Getting to 100 and How Cruising Keeps Surprising

Welcome to a milestone. This is post number 100, born from 20 cruises, 14 ships over 10 years on 4 different lines. Number of Caribbean islands? Too many to count

Musing About Cruising started the day the old Pacific Princess—otherwise known as the “Love
Boat”—in August 2013, made its final voyage—to that dry dock in the sky.

While my old Saturday night companion didn’t do much to get me cruising, once I started many decades later, I looked back at the show through different eyes.

And what’s kept me embarkation-bound over the last decade is cruising’s ability to keep surprising:

In the beginning
The magnificent midnight buffet. Alas, it’s been gone quite a while now, but what a show! Celebrity’s Constellation filled the main dining room with rows and rows of eye candy. Ice sculptures and vegetable carvings everywhere! Breads made into villages! Candy made into chess sets! Elaborate cakes and pastries by the many dozens! It was so spectacular that they let us in early just to take photos.

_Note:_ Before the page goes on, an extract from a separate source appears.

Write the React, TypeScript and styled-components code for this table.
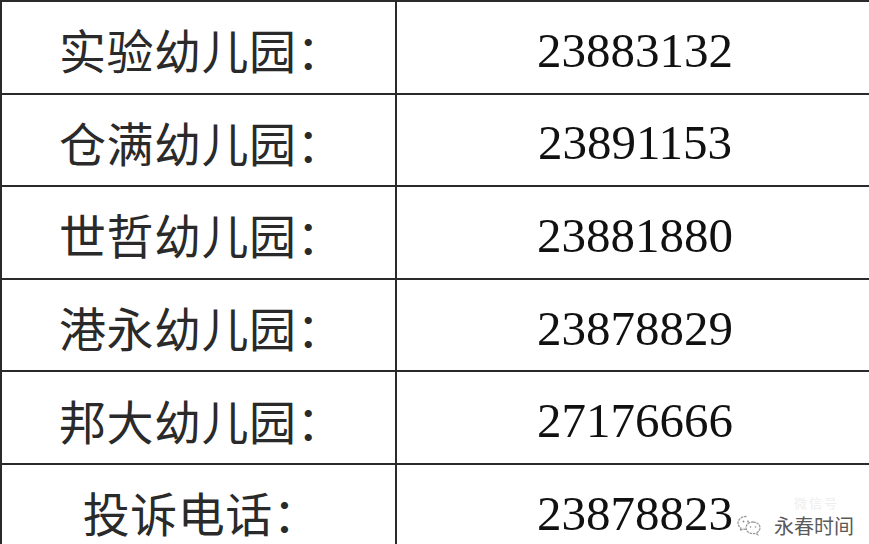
import React from "react";
import styled, { createGlobalStyle } from "styled-components";

const GlobalStyle = createGlobalStyle`
  html, body {
    margin: 0;
    padding: 0;
    background: #ffffff;
    overflow: hidden;
  }
  body {
    width: 869px;
    height: 544px;
  }
`;

const Page = styled.div`
  position: relative;
  width: 869px;
  height: 544px;
  overflow: hidden;
  background: #ffffff;
`;

const Table = styled.div`
  display: flex;
  flex-direction: column;
  width: 100%;
  border-top: 2px solid #2a2a2a;
  border-left: 2px solid #2a2a2a;
  box-sizing: border-box;
`;

const Row = styled.div`
  display: grid;
  grid-template-columns: 395px 1fr;
  height: 92.6px;
  box-sizing: border-box;
  border-bottom: 2px solid #2a2a2a;
  flex-shrink: 0;
`;

const LabelCell = styled.div`
  display: flex;
  align-items: center;
  justify-content: center;
  border-right: 2px solid #2a2a2a;
  padding-top: 3px;
  padding-left: 6px;
  box-sizing: border-box;
  font-family: "Noto Sans CJK SC", "Noto Sans CJK JP", sans-serif;
  font-size: 47px;
  font-weight: 400;
  letter-spacing: 0.5px;
  color: #2a2a2a;
`;

const NumberCell = styled.div`
  display: flex;
  align-items: center;
  justify-content: center;
  padding-top: 6px;
  padding-left: 4px;
  box-sizing: border-box;
  font-family: "Liberation Serif", "Times New Roman", serif;
  font-size: 49px;
  color: #111111;
`;

const Watermark = styled.div`
  position: absolute;
  right: 15px;
  bottom: 5px;
  display: flex;
  align-items: center;
  gap: 12px;
`;

const WatermarkText = styled.span`
  font-family: "Noto Sans CJK SC", sans-serif;
  font-size: 20px;
  line-height: 22px;
  color: #5a5a5a;
  text-shadow: 0 0 2px #ffffff, 0 0 3px #ffffff;
`;

const Ghost = styled.span`
  position: absolute;
  right: 30px;
  bottom: 34px;
  font-family: "Noto Sans CJK SC", sans-serif;
  font-size: 13px;
  line-height: 14px;
  color: #eeeeee;
  letter-spacing: 2px;
`;

const rows: { name: string; phone: string }[] = [
  { name: "实验幼儿园：", phone: "23883132" },
  { name: "仓满幼儿园：", phone: "23891153" },
  { name: "世哲幼儿园：", phone: "23881880" },
  { name: "港永幼儿园：", phone: "23878829" },
  { name: "邦大幼儿园：", phone: "27176666" },
  { name: "投诉电话：", phone: "23878823" },
];

const WeChatIcon = () => (
  <svg width="26" height="26" viewBox="0 0 26 26" fill="none">
    <path
      d="M10 3.5c-4.4 0-8 2.9-8 6.5 0 2 1.1 3.8 2.9 5l-.7 2.4 2.8-1.5c.9.3 2 .5 3 .5"
      stroke="#9a9a9a"
      strokeWidth="1.3"
      strokeDasharray="1.6 1.8"
      strokeLinecap="round"
    />
    <path
      d="M17 9c-4 0-7 2.6-7 5.8s3 5.8 7 5.8c.8 0 1.6-.1 2.3-.3l2.4 1.3-.6-2.1c1.7-1.1 2.9-2.8 2.9-4.7C24 11.6 21 9 17 9z"
      stroke="#9a9a9a"
      strokeWidth="1.3"
      strokeDasharray="1.6 1.8"
      strokeLinecap="round"
    />
    <circle cx="7.5" cy="8.5" r="0.9" fill="#8a8a8a" />
    <circle cx="12" cy="8.5" r="0.9" fill="#8a8a8a" />
    <circle cx="14.5" cy="14" r="0.8" fill="#8a8a8a" />
    <circle cx="19.5" cy="14" r="0.8" fill="#8a8a8a" />
  </svg>
);

export default function App() {
  return (
    <Page>
      <GlobalStyle />
      <Table>
        {rows.map((r) => (
          <Row key={r.name}>
            <LabelCell>{r.name}</LabelCell>
            <NumberCell>{r.phone}</NumberCell>
          </Row>
        ))}
      </Table>
      <Ghost>微信号</Ghost>
      <Watermark>
        <WeChatIcon />
        <WatermarkText>永春时间</WatermarkText>
      </Watermark>
    </Page>
  );
}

Feast for the eyes at midnight--gone but not forgotten
Black tie waiters and stellar stewards. On our first cruise, the room steward ran down the hallway just to open the stateroom door for us. The formally dressed waiters did napkin tricks and told us stories of their native lands.

Then later on
Chicago, Cats, the ice and aqua shows. When our infatuation with Celebrity wore off and we itched
to try other lines, we gave our nightlife to Royal Caribbean. Broadway shows, ice dancing and high diving—all for no cost and with the best seats in the house.

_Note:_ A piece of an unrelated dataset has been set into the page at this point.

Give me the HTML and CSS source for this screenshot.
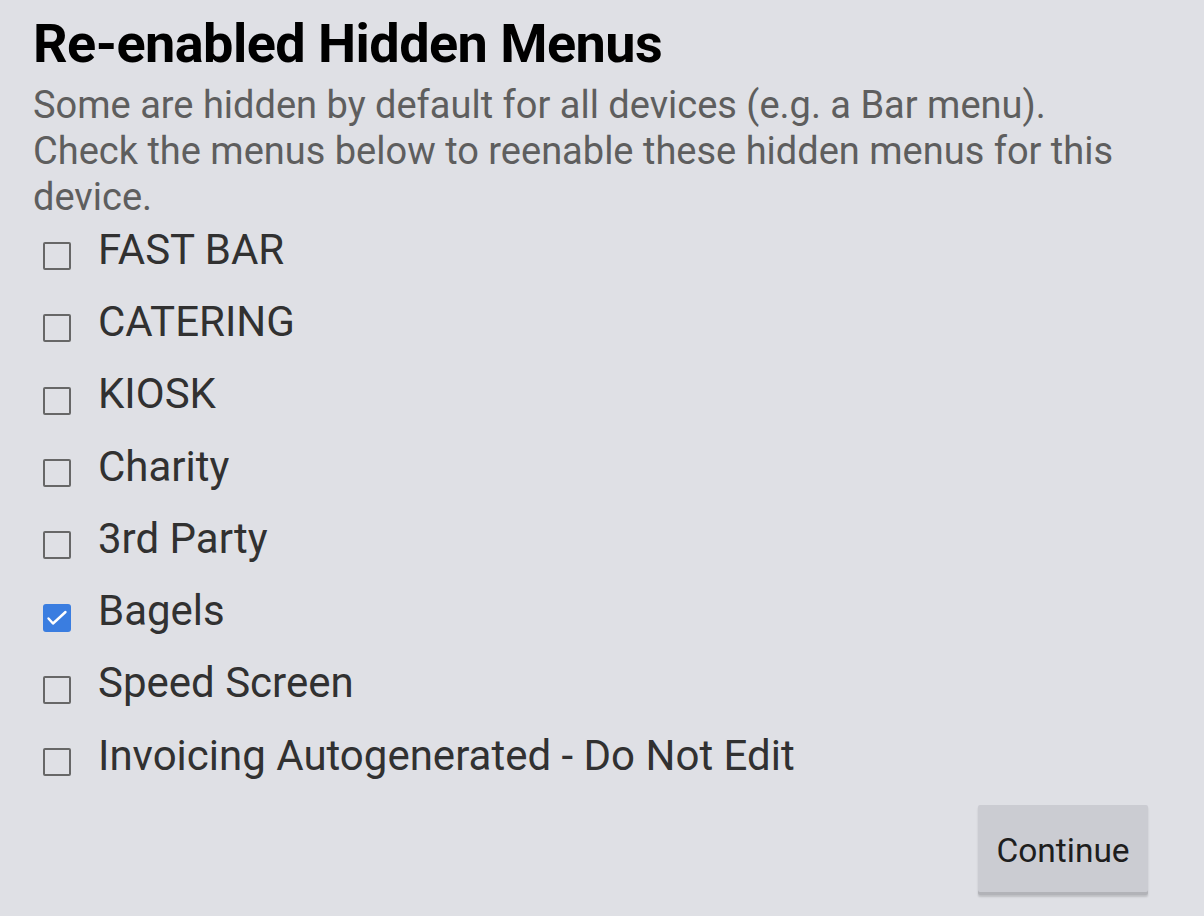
FILE: index.html
```html
<!DOCTYPE html>
<html lang="en">
<head>
<meta charset="utf-8">
<title>Re-enabled Hidden Menus</title>
<link rel="stylesheet" href="styles.css">
</head>
<body>
<main class="panel">
  <h1 class="title">Re-enabled Hidden Menus</h1>
  <p class="intro">Some are hidden by default for all devices (e.g. a Bar menu). Check the menus below to reenable these hidden menus for this device.</p>
  <ul class="menu-list">
    <li class="menu-item"><span class="box"></span><span class="label">FAST BAR</span></li>
    <li class="menu-item"><span class="box"></span><span class="label">CATERING</span></li>
    <li class="menu-item"><span class="box"></span><span class="label">KIOSK</span></li>
    <li class="menu-item"><span class="box"></span><span class="label">Charity</span></li>
    <li class="menu-item"><span class="box"></span><span class="label">3rd Party</span></li>
    <li class="menu-item"><span class="box checked"><svg viewBox="0 0 28 28" width="28" height="28"><path d="M5.5 14.5L10 19.5L22.5 8" fill="none" stroke="#fff" stroke-width="2.4" stroke-linecap="round" stroke-linejoin="round"/></svg></span><span class="label">Bagels</span></li>
    <li class="menu-item"><span class="box"></span><span class="label">Speed Screen</span></li>
    <li class="menu-item"><span class="box"></span><span class="label">Invoicing Autogenerated - Do Not Edit</span></li>
  </ul>
  <div class="actions">
    <button class="continue" type="button">Continue</button>
  </div>
</main>
</body>
</html>
```
FILE: styles.css
```css
html, body {
  margin: 0;
  padding: 0;
  background: #dfe0e5;
}

body {
  font-family: Roboto, "Noto Sans", sans-serif;
  width: 1204px;
  height: 916px;
  overflow: hidden;
}

.panel {
  padding: 14px 0 0 33px;
  display: flex;
  flex-direction: column;
}

.title {
  margin: 0;
  font-size: 54px;
  font-weight: 700;
  line-height: 60px;
  color: #000;
  letter-spacing: -0.55px;
}

.intro {
  margin: 8px 0 0;
  width: 1100px;
  font-size: 38px;
  line-height: 46px;
  color: #5e5e5e;
}

.menu-list {
  list-style: none;
  margin: -7px 0 0;
  padding: 0;
  display: flex;
  flex-direction: column;
}

.menu-item {
  display: flex;
  align-items: center;
  height: 72.3px;
}

.box {
  box-sizing: border-box;
  width: 28px;
  height: 28px;
  border: 2.5px solid #676767;
  border-radius: 2px;
  margin: 14px 0 0 10px;
  flex: none;
}

.box.checked {
  background: #3a7de0;
  border: none;
  border-radius: 3px;
}

.box svg {
  display: block;
  width: 28px;
  height: 28px;
}

.label {
  margin-left: 27px;
  font-size: 42px;
  color: #313131;
}

.actions {
  display: flex;
  justify-content: flex-end;
  padding-right: 56px;
  margin-top: 14px;
}

.continue {
  width: 170px;
  height: 90px;
  border: none;
  border-radius: 2px;
  background: #cbccd2;
  box-shadow: inset 0 -3px 0 #b2b3b8, 0 2px 2px rgba(0, 0, 0, 0.15);
  font-family: Roboto, "Noto Sans", sans-serif;
  font-size: 33.5px;
  color: #1e1e1e;
  padding: 0;
}
```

Ice and delight on the Navigator of the Seas
Off course, but oh, so worth it. We dabbled in some new ports not found on many itineraries and discovered some real gems. The “B” in the ABCs—the pristine Bonaire with its blue glass-like waters; the sleepy and lovely St. Croix; the chic hilly yacht and beautiful-people mecca of St. Barts—all held new wonder.
 
Laid back and lovely is the Virgin Island of St. Croix
A Northerly course. While we cringed at the idea of a cruise where we couldn’t wear shorts, the otherworldly landscape and quaint frontier towns of Alaska more than made up for it. The eerie silence, ice chunk-filled waters and frozen walls of Glacier Bay; the heavy fog looming over the mountain tops; the crisp and piercing clean air that penetrated our down coats—these memories will remain with us always.
The icy waters of Glacier Bay from the balcony of the Golden Princess 
And then there’s now
Making Diamond Club. Getting to Royal Caribbean’s Diamond Club was quite a thrill. The best loyalty club of the mass market lines gives us unlimited free drinks during their extended happy hour. White wine under the white lights in Allure’s nearly deserted Central Park at night has become a cruise highlight.
 
Central Park under the lights
Surging wave of technology—From the robotic bars of Anthem and Harmony of the Seas, to the touch screen room finders on Royal Caribbean ships, to Princess’ shipboard smart phone app that makes walkie-talkies obsolete, the ships are, thankfully, at last, wholeheartedly embracing the digital age. Even the customs folks are getting into the act with the newly launched passport app.

Just a bit more
Then there’s finding a new port that was better than you expected, like the gorgeous calm beaches and spectacular foliage of Carnival’s own Mahogany Bay in Roatan…or doing something new at ports you’ve been to, like picking up paintings for a song in Royal Caribbean’s Labadee…or watching ports grow and change, like the ever-lively Philipsburg, St. Maarten, with its new modern waterfront area with a nostalgic Dutch-style automat.
Mahogany Bay--Carnival's paradise for day
What’s coming next
In the past 10 years, I’ve not run out of things to share, guide and amuse on the world of Caribbean cruising…and the topics just seem to keep floating to the surface.

So, if you promise to keep on reading, you can be sure I’ll keep on writing.